__Provided data__:
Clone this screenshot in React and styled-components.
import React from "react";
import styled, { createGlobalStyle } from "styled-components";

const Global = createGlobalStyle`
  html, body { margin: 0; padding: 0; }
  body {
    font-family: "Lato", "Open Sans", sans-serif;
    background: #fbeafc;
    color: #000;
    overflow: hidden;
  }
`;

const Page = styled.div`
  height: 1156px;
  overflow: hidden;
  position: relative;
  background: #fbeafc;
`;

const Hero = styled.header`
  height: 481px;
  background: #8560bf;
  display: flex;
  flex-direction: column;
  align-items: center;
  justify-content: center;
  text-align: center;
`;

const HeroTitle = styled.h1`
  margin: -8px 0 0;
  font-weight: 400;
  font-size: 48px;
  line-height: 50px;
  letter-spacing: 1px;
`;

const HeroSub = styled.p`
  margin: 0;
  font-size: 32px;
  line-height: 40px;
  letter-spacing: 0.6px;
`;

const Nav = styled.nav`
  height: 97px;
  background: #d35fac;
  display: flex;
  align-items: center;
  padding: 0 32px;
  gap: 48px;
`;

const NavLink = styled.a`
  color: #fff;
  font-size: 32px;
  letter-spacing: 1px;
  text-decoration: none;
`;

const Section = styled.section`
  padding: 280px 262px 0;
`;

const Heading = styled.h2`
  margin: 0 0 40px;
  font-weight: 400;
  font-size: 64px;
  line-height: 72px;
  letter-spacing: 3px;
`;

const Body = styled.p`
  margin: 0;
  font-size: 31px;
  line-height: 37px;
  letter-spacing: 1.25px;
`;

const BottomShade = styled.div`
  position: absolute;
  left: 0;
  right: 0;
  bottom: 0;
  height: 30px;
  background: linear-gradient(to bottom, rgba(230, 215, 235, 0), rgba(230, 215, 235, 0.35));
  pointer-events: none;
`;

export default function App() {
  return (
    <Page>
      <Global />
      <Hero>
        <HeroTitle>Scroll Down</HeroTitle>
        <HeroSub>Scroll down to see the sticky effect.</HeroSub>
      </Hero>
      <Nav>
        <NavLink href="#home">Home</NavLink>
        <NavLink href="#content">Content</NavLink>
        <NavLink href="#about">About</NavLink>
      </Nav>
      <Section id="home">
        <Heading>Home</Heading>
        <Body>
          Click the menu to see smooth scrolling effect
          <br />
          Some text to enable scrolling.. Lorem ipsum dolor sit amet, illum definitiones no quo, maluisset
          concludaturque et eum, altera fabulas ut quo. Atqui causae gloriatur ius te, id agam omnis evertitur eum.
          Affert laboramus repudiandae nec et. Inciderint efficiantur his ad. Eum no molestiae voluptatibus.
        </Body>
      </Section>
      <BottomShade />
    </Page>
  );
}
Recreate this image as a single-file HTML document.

__What is asked__: Set down the entries verbatim, leaving none out.

__Result for this task__:
Clone this screenshot in React and styled-components.
import React from "react";
import styled, { createGlobalStyle } from "styled-components";

const Global = createGlobalStyle`
  html, body { margin: 0; padding: 0; }
  body {
    font-family: "Lato", "Open Sans", sans-serif;
    background: #fbeafc;
    color: #000;
    overflow: hidden;
  }
`;

const Page = styled.div`
  height: 1156px;
  overflow: hidden;
  position: relative;
  background: #fbeafc;
`;

const Hero = styled.header`
  height: 481px;
  background: #8560bf;
  display: flex;
  flex-direction: column;
  align-items: center;
  justify-content: center;
  text-align: center;
`;

const HeroTitle = styled.h1`
  margin: -8px 0 0;
  font-weight: 400;
  font-size: 48px;
  line-height: 50px;
  letter-spacing: 1px;
`;

const HeroSub = styled.p`
  margin: 0;
  font-size: 32px;
  line-height: 40px;
  letter-spacing: 0.6px;
`;

const Nav = styled.nav`
  height: 97px;
  background: #d35fac;
  display: flex;
  align-items: center;
  padding: 0 32px;
  gap: 48px;
`;

const NavLink = styled.a`
  color: #fff;
  font-size: 32px;
  letter-spacing: 1px;
  text-decoration: none;
`;

const Section = styled.section`
  padding: 280px 262px 0;
`;

const Heading = styled.h2`
  margin: 0 0 40px;
  font-weight: 400;
  font-size: 64px;
  line-height: 72px;
  letter-spacing: 3px;
`;

const Body = styled.p`
  margin: 0;
  font-size: 31px;
  line-height: 37px;
  letter-spacing: 1.25px;
`;

const BottomShade = styled.div`
  position: absolute;
  left: 0;
  right: 0;
  bottom: 0;
  height: 30px;
  background: linear-gradient(to bottom, rgba(230, 215, 235, 0), rgba(230, 215, 235, 0.35));
  pointer-events: none;
`;

export default function App() {
  return (
    <Page>
      <Global />
      <Hero>
        <HeroTitle>Scroll Down</HeroTitle>
        <HeroSub>Scroll down to see the sticky effect.</HeroSub>
      </Hero>
      <Nav>
        <NavLink href="#home">Home</NavLink>
        <NavLink href="#content">Content</NavLink>
        <NavLink href="#about">About</NavLink>
      </Nav>
      <Section id="home">
        <Heading>Home</Heading>
        <Body>
          Click the menu to see smooth scrolling effect
          <br />
          Some text to enable scrolling.. Lorem ipsum dolor sit amet, illum definitiones no quo, maluisset
          concludaturque et eum, altera fabulas ut quo. Atqui causae gloriatur ius te, id agam omnis evertitur eum.
          Affert laboramus repudiandae nec et. Inciderint efficiantur his ad. Eum no molestiae voluptatibus.
        </Body>
      </Section>
      <BottomShade />
    </Page>
  );
}
Recreate this image as a single-file HTML document.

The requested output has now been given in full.